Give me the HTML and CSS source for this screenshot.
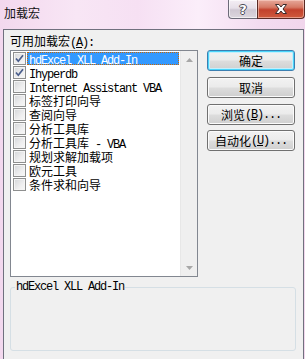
FILE: index.html
```html
<!DOCTYPE html>
<html lang="zh-CN">
<head>
<meta charset="utf-8">
<title>加载宏</title>
<link rel="stylesheet" href="styles.css">
</head>
<body>
<div class="window">
  <div class="titlebar">
    <span class="title">加载宏</span>
    <div class="caption-buttons">
      <div class="cap help"><span class="help-glyph">?</span></div>
      <div class="cap close">
        <svg width="16" height="12" viewBox="0 0 16 12"><path d="M2.5 1.5 H6 L8 4 L10 1.5 H13.5 L10 6 L13.5 10.5 H10 L8 8 L6 10.5 H2.5 L6 6 Z" fill="#fff" stroke="#3a2a2a" stroke-width="1" stroke-linejoin="round"/></svg>
      </div>
    </div>
  </div>
  <div class="client">
    <div class="main">
      <div class="left">
        <div class="label">可用加载宏<span class="en">(<u>A</u>):</span></div>
        <div class="listbox">
          <ul class="items">
            <li class="item"><span class="cb checked"><svg width="11" height="11" viewBox="0 0 11 11"><path d="M2 5.5 L4.3 8.2 L9 2.2" fill="none" stroke="#4a5e8c" stroke-width="1.7"/></svg></span><span class="text selected"><span class="en">hdExcel XLL Add-In</span></span></li>
            <li class="item"><span class="cb checked"><svg width="11" height="11" viewBox="0 0 11 11"><path d="M2 5.5 L4.3 8.2 L9 2.2" fill="none" stroke="#4a5e8c" stroke-width="1.7"/></svg></span><span class="text"><span class="en">Ihyperdb</span></span></li>
            <li class="item"><span class="cb"></span><span class="text"><span class="en">Internet Assistant VBA</span></span></li>
            <li class="item"><span class="cb"></span><span class="text">标签打印向导</span></li>
            <li class="item"><span class="cb"></span><span class="text">查阅向导</span></li>
            <li class="item"><span class="cb"></span><span class="text">分析工具库</span></li>
            <li class="item"><span class="cb"></span><span class="text">分析工具库<span class="en"> - VBA</span></span></li>
            <li class="item"><span class="cb"></span><span class="text">规划求解加载项</span></li>
            <li class="item"><span class="cb"></span><span class="text">欧元工具</span></li>
            <li class="item"><span class="cb"></span><span class="text">条件求和向导</span></li>
          </ul>
          <div class="scrollbar">
            <div class="arrow-box"><svg width="7" height="4" viewBox="0 0 7 4"><polygon points="3.5,0 7,4 0,4" fill="#a7a7a7"/></svg></div>
            <div class="arrow-box"><svg width="7" height="4" viewBox="0 0 7 4"><polygon points="0,0 7,0 3.5,4" fill="#a7a7a7"/></svg></div>
          </div>
        </div>
      </div>
      <div class="buttons">
        <div class="btn default b-ok">确定</div>
        <div class="btn b-cancel">取消</div>
        <div class="btn b-browse">浏览<span class="en">(<u>B</u>)...</span></div>
        <div class="btn b-auto">自动化<span class="en">(<u>U</u>)...</span></div>
      </div>
    </div>
    <fieldset class="desc">
      <legend class="en">hdExcel XLL Add-In</legend>
    </fieldset>
  </div>
</div>
</body>
</html>
```

FILE: styles.css
```css
* { box-sizing: border-box; }
html, body {
  margin: 0;
  padding: 0;
}
body {
  width: 305px;
  height: 359px;
  overflow: hidden;
  background: #f2d6ed;
  font-family: "Noto Sans CJK SC", sans-serif;
  font-size: 12px;
  color: #000;
}
.window {
  width: 305px;
  height: 359px;
  display: flex;
  flex-direction: column;
  background: linear-gradient(90deg, #f3d8ee 0%, #f8e6f5 25%, #f6e0f3 45%, #fbeefa 65%, #f3dcf0 85%, #f1d6ec 100%);
}
.titlebar {
  height: 29px;
  display: flex;
  align-items: flex-start;
}
.title {
  padding: 5px 0 0 4px;
  line-height: 16px;
  font-size: 12px;
  color: #111;
}
.caption-buttons {
  margin-left: auto;
  display: flex;
}
.cap {
  height: 19px;
  display: flex;
  align-items: center;
  justify-content: center;
}
.help {
  width: 29px;
  border: 1px solid #6c6a78;
  border-top: none;
  border-right: none;
  border-bottom-left-radius: 4px;
  background: linear-gradient(#f4eef4 0%, #e6dfe8 45%, #cfc7d2 55%, #dcd6de 100%);
  box-shadow: inset 0 0 0 1px rgba(255,255,255,0.6);
}
.help-glyph {
  font-family: "DejaVu Sans", sans-serif;
  font-weight: bold;
  font-size: 13px;
  line-height: 13px;
  color: #fff;
  text-shadow: -1px 0 #4a4a55, 1px 0 #4a4a55, 0 -1px #4a4a55, 0 1px #4a4a55;
}
.close {
  width: 48px;
  border: 1px solid #5a2a25;
  border-top: none;
  border-bottom-right-radius: 4px;
  background: linear-gradient(#e6a89a 0%, #d67a66 40%, #c2412c 55%, #cf5a3d 100%);
  box-shadow: inset 0 0 0 1px rgba(255,220,210,0.5);
}
.client {
  flex: 1;
  margin: 0 1px 0 3px;
  border: 1px solid #70707e;
  border-bottom: none;
  background: #f0f0f0;
  display: flex;
  flex-direction: column;
}
.en {
  font-family: "Liberation Mono", monospace;
  font-size: 12px;
  letter-spacing: -1.2px;
}
.main {
  display: flex;
  padding: 0 0 0 6px;
}
.left {
  width: 188px;
  display: flex;
  flex-direction: column;
}
.label {
  margin-top: 4px;
  line-height: 14px;
  height: 14px;
  margin-bottom: 2px;
  white-space: nowrap;
}
.listbox {
  height: 227px;
  border: 1px solid #828790;
  background: #fff;
  display: flex;
}
.items {
  list-style: none;
  margin: 0;
  padding: 0;
  flex: 1;
}
.item {
  height: 14px;
  padding-top: 1px;
  display: flex;
  align-items: flex-start;
}
.cb {
  width: 13px;
  height: 13px;
  margin-left: 2px;
  border: 1px solid #8e8f8f;
  background: linear-gradient(135deg, #d4d6d9 0%, #eeeeef 60%, #f8f8f8 100%);
  box-shadow: inset 0 0 0 1px #f4f4f4;
  flex: none;
}
.cb svg { display: block; }
.text {
  margin-left: 1px;
  margin-right: 1px;
  padding-left: 2px;
  flex: 1;
  height: 13px;
  line-height: 13px;
  white-space: nowrap;
}
.text.selected {
  background: #3399ff;
  color: #fff;
  outline: 1px dotted #cc6600;
  outline-offset: -1px;
}
.scrollbar {
  width: 17px;
  flex: none;
  background: #efefef;
  border-left: 1px solid #e7e7e7;
  display: flex;
  flex-direction: column;
  justify-content: space-between;
}
.arrow-box {
  height: 17px;
  display: flex;
  align-items: center;
  justify-content: center;
}
.arrow-box svg { display: block; }
.buttons {
  margin-left: 9px;
  padding-top: 20px;
  display: flex;
  flex-direction: column;
}
.btn {
  width: 88px;
  height: 21px;
  border: 1px solid #707070;
  border-radius: 3px;
  background: linear-gradient(#f2f2f2 0%, #ebebeb 48%, #dddddd 52%, #cfcfcf 100%);
  box-shadow: inset 0 0 0 1px #fbfbfb;
  display: flex;
  align-items: center;
  justify-content: center;
  line-height: 14px;
  white-space: nowrap;
}
.btn.default {
  border-color: #3c7fb1;
  box-shadow: inset 0 0 0 1px #4ad4fa, inset 0 0 0 2px #c4effc;
}
.b-cancel { margin-top: 6px; }
.b-browse { margin-top: 6px; }
.b-auto { margin-top: 5px; }
.desc {
  margin: 4px 0 0 6px;
  width: 286px;
  height: 70px;
  padding: 0;
  border: 1px solid #d5dfe5;
  border-radius: 3px;
  min-width: 0;
}
.desc legend {
  margin-left: 4px;
  padding: 0 1px;
  line-height: 13px;
}
```
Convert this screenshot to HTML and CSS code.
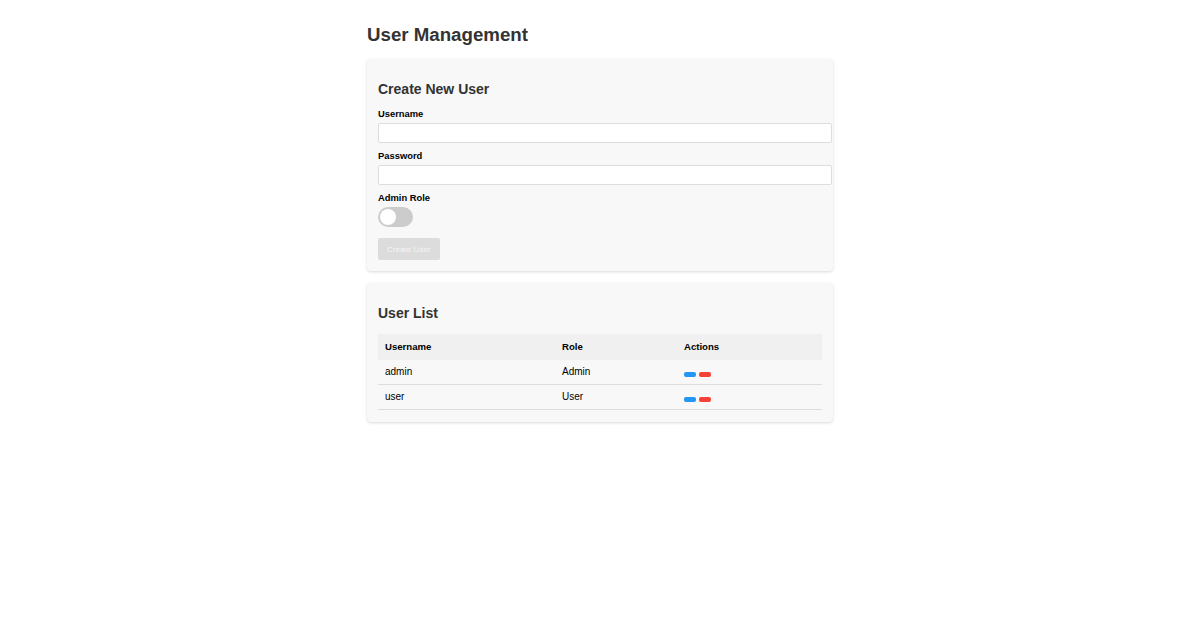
________
▸ **Short exercise**:
Looking at the records above, report how many lines contain the word "screenshot". Answer with the number only.

▸ **Response to this task**:
2